### Task details:
What lines of the data hold the string "index"? Pull each one out.

******************************

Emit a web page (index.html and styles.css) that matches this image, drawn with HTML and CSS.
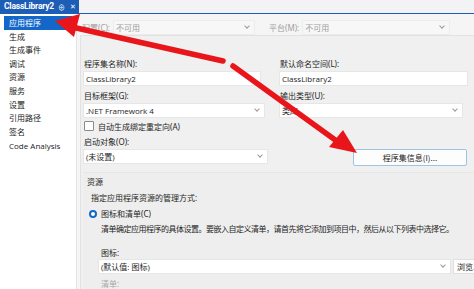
FILE: index.html
```html
<!DOCTYPE html>
<html lang="zh-CN">
<head>
    <meta charset="UTF-8">
    <title>ClassLibrary2</title>
    <link rel="stylesheet" href="styles.css">
</head>
<body>
    <!-- tab strip -->
    <div class="tabbar">
        <div class="tab">
            <span class="tab-title">ClassLibrary2</span>
            <span class="tab-pin">&#8853;</span>
            <span class="tab-close">&#10005;</span>
        </div>
    </div>

    <div class="window">
        <!-- left navigation -->
        <ul class="nav">
            <li class="active">应用程序</li>
            <li>生成</li>
            <li>生成事件</li>
            <li>调试</li>
            <li>资源</li>
            <li>服务</li>
            <li>设置</li>
            <li>引用路径</li>
            <li>签名</li>
            <li class="latin">Code Analysis</li>
        </ul>

        <div class="content">
            <!-- configuration bar -->
            <div class="toolbar">
                <span class="tb-label">配置(C):</span>
                <div class="select disabled w-config"><span>不可用</span><i class="chev"></i></div>
                <span class="tb-label tb-gap">平台(M):</span>
                <div class="select disabled w-platform"><span>不可用</span><i class="chev"></i></div>
            </div>

            <div class="page">
                <div class="grid">
                    <div class="field">
                        <label>程序集名称(N):</label>
                        <div class="input w-a">ClassLibrary2</div>
                    </div>
                    <div class="field">
                        <label>默认命名空间(L):</label>
                        <div class="input w-b">ClassLibrary2</div>
                    </div>
                    <div class="field">
                        <label>目标框架(G):</label>
                        <div class="select w-a2"><span>.NET Framework 4</span><i class="chev"></i></div>
                    </div>
                    <div class="field">
                        <label>输出类型(U):</label>
                        <div class="select w-b2"><span>类库</span><i class="chev"></i></div>
                    </div>
                </div>

                <div class="check-row">
                    <span class="checkbox"></span>
                    <span>自动生成绑定重定向(A)</span>
                </div>

                <div class="grid startup">
                    <div class="field">
                        <label>启动对象(O):</label>
                        <div class="select w-a3"><span>(未设置)</span><i class="chev"></i></div>
                    </div>
                    <div class="btn-cell">
                        <button class="btn">程序集信息(I)...</button>
                    </div>
                </div>

                <!-- resources group -->
                <div class="group">
                    <div class="group-title">资源</div>
                    <p class="hint">指定应用程序资源的管理方式:</p>
                    <div class="radio-row">
                        <span class="radio"></span>
                        <span>图标和清单(C)</span>
                    </div>
                    <p class="desc">清单确定应用程序的具体设置。要嵌入自定义清单，请首先将它添加到项目中，然后从以下列表中选择它。</p>
                    <label class="sub">图标:</label>
                    <div class="icon-row">
                        <div class="select w-icon"><span>(默认值: 图标)</span><i class="chev"></i></div>
                        <button class="btn browse">浏览...</button>
                    </div>
                    <label class="sub muted">清单:</label>
                </div>
            </div>
        </div>
    </div>

    <!-- annotation arrows drawn over the screenshot -->
    <svg class="arrows" width="474" height="289" viewBox="0 0 474 289">
        <line x1="223" y1="61" x2="72" y2="27" stroke="#e8161b" stroke-width="5.5" stroke-linecap="round"/>
        <polygon points="55,21 80,14 74,37" fill="#e8161b"/>
        <line x1="233" y1="66" x2="338" y2="142" stroke="#e8161b" stroke-width="5.5" stroke-linecap="round"/>
        <polygon points="357,153 329,147 343,130" fill="#e8161b"/>
    </svg>
</body>
</html>
```

FILE: styles.css
```css
/* base */
body {
    margin: 0;
    width: 474px;
    height: 289px;
    overflow: hidden;
    position: relative;
    font-family: "Noto Sans", "Noto Sans CJK SC", sans-serif;
    font-size: 8px;
    color: #1e1e1e;
    background: #f0f0f0;
}

/* tab strip */
.tabbar {
    height: 13px;
    background: #f3f3f5;
    border-bottom: 1px solid #1c5db5;
    display: flex;
}
.tab {
    width: 79px;
    background: #1c5db5;
    color: #fff;
    display: flex;
    align-items: center;
    padding-left: 4px;
    box-sizing: border-box;
}
.tab-title {
    font-family: Roboto, sans-serif;
    font-weight: 700;
    font-size: 8.5px;
    letter-spacing: -0.2px;
    line-height: 13px;
    flex: 1;
}
.tab-pin {
    font-size: 7px;
    margin-right: 5px;
}
.tab-close {
    font-size: 7px;
    margin-right: 3px;
}

.window {
    display: flex;
    height: 275px;
}

/* left navigation */
.nav {
    list-style: none;
    margin: 0;
    padding: 2px 4px 0 4px;
    width: 77px;
    flex: none;
    box-sizing: border-box;
    background: #fff;
    border-right: 1px solid #e3e3e3;
}
.nav li {
    height: 13.6px;
    line-height: 13.6px;
    padding-left: 5px;
    color: #222;
    white-space: nowrap;
}
.nav li.active {
    background: #1267c9;
    color: #fff;
}
.nav li.latin {
    font-family: "Open Sans", sans-serif;
    margin-top: 1px;
}

/* content */
.content {
    flex: 1;
    display: flex;
    flex-direction: column;
    background: #f5f5f5;
}
.toolbar {
    display: flex;
    align-items: flex-start;
    height: 18px;
    padding: 6px 0 0 5px;
    color: #a0a0a0;
}
.tb-label {
    margin-right: 3px;
    line-height: 15px;
}
.tb-gap {
    margin-left: 14px;
}

.page {
    flex: 1;
    margin-left: 3px;
    border-top: 1px solid #e2e2e2;
    border-left: 1px solid #e2e2e2;
    background: #f0f0f0;
    padding: 22px 0 0 2px;
}

.grid {
    display: grid;
    grid-template-columns: 196px 1fr;
    row-gap: 4px;
}
.field label {
    display: block;
    height: 12px;
    line-height: 12px;
    padding-left: 1px;
    margin-bottom: 1px;
}

.input,
.select {
    height: 13px;
    line-height: 13px;
    background: #fff;
    border: 1px solid #e6e6e6;
    padding-left: 2px;
    box-sizing: content-box;
    position: relative;
    white-space: nowrap;
    font-family: "Open Sans", "Noto Sans CJK SC", sans-serif;
    font-size: 8px;
}
.select.disabled {
    background: #f7f7f7;
    color: #a0a0a0;
    border-color: #ececec;
}
.chev {
    position: absolute;
    right: 5px;
    top: 3px;
    width: 3px;
    height: 3px;
    border-right: 1px solid #9a9a9a;
    border-bottom: 1px solid #9a9a9a;
    transform: rotate(45deg);
}

.w-config { width: 138px; }
.w-platform { width: 144px; }
.w-a { width: 174px; }
.w-b { width: 185px; }
.w-a2 { width: 178px; }
.w-b2 { width: 180px; }
.w-a3 { width: 181px; }
.w-icon { width: 349px; }

.check-row {
    display: flex;
    align-items: center;
    gap: 4px;
    height: 14px;
    margin-top: 1px;
    padding-left: 1px;
}
.checkbox {
    width: 8px;
    height: 8px;
    border: 1px solid #8a8a8a;
    border-radius: 1px;
    background: #fff;
}

.startup {
    margin-top: 3px;
}
.btn-cell {
    display: flex;
    align-items: flex-end;
    padding-left: 74px;
}
.btn {
    font-family: "Noto Sans CJK SC", sans-serif;
    font-size: 8px;
    color: #222;
    background: #fdfdfd;
    border: 1px solid #9fc3e6;
    border-radius: 2px;
    width: 114px;
    height: 17px;
    padding: 0;
    margin-bottom: -2px;
}

/* resources group */
.group {
    margin-top: 8px;
    border-top: 1px solid #e6e6e6;
    background: #eeeeee;
    padding: 3px 0 0 4px;
}
.group-title {
    height: 12px;
    line-height: 12px;
}
.hint {
    margin: 4px 0 0 4px;
    line-height: 12px;
}
.radio-row {
    display: flex;
    align-items: center;
    gap: 4px;
    margin: 3px 0 0 2px;
    height: 13px;
}
.radio {
    width: 4px;
    height: 4px;
    border: 2.5px solid #1267c9;
    border-radius: 50%;
    background: #fff;
}
.desc {
    margin: 3px 0 0 14px;
    line-height: 12px;
    white-space: nowrap;
    letter-spacing: -0.5px;
}
.sub {
    display: block;
    margin: 12px 0 0 14px;
    line-height: 12px;
}
.muted {
    color: #a8a8a8;
    margin-top: 4px;
}
.icon-row {
    display: flex;
    gap: 2px;
    margin: 0 0 0 11px;
}
.browse {
    width: 30px;
    height: 15px;
    border-color: #e0e0e0;
    border-radius: 0;
    margin: 0;
    text-align: left;
    padding-left: 3px;
}

/* annotation */
.arrows {
    position: absolute;
    left: 0;
    top: 0;
}
```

******************************

### Task response:
Emit a web page (index.html and styles.css) that matches this image, drawn with HTML and CSS.
FILE: index.html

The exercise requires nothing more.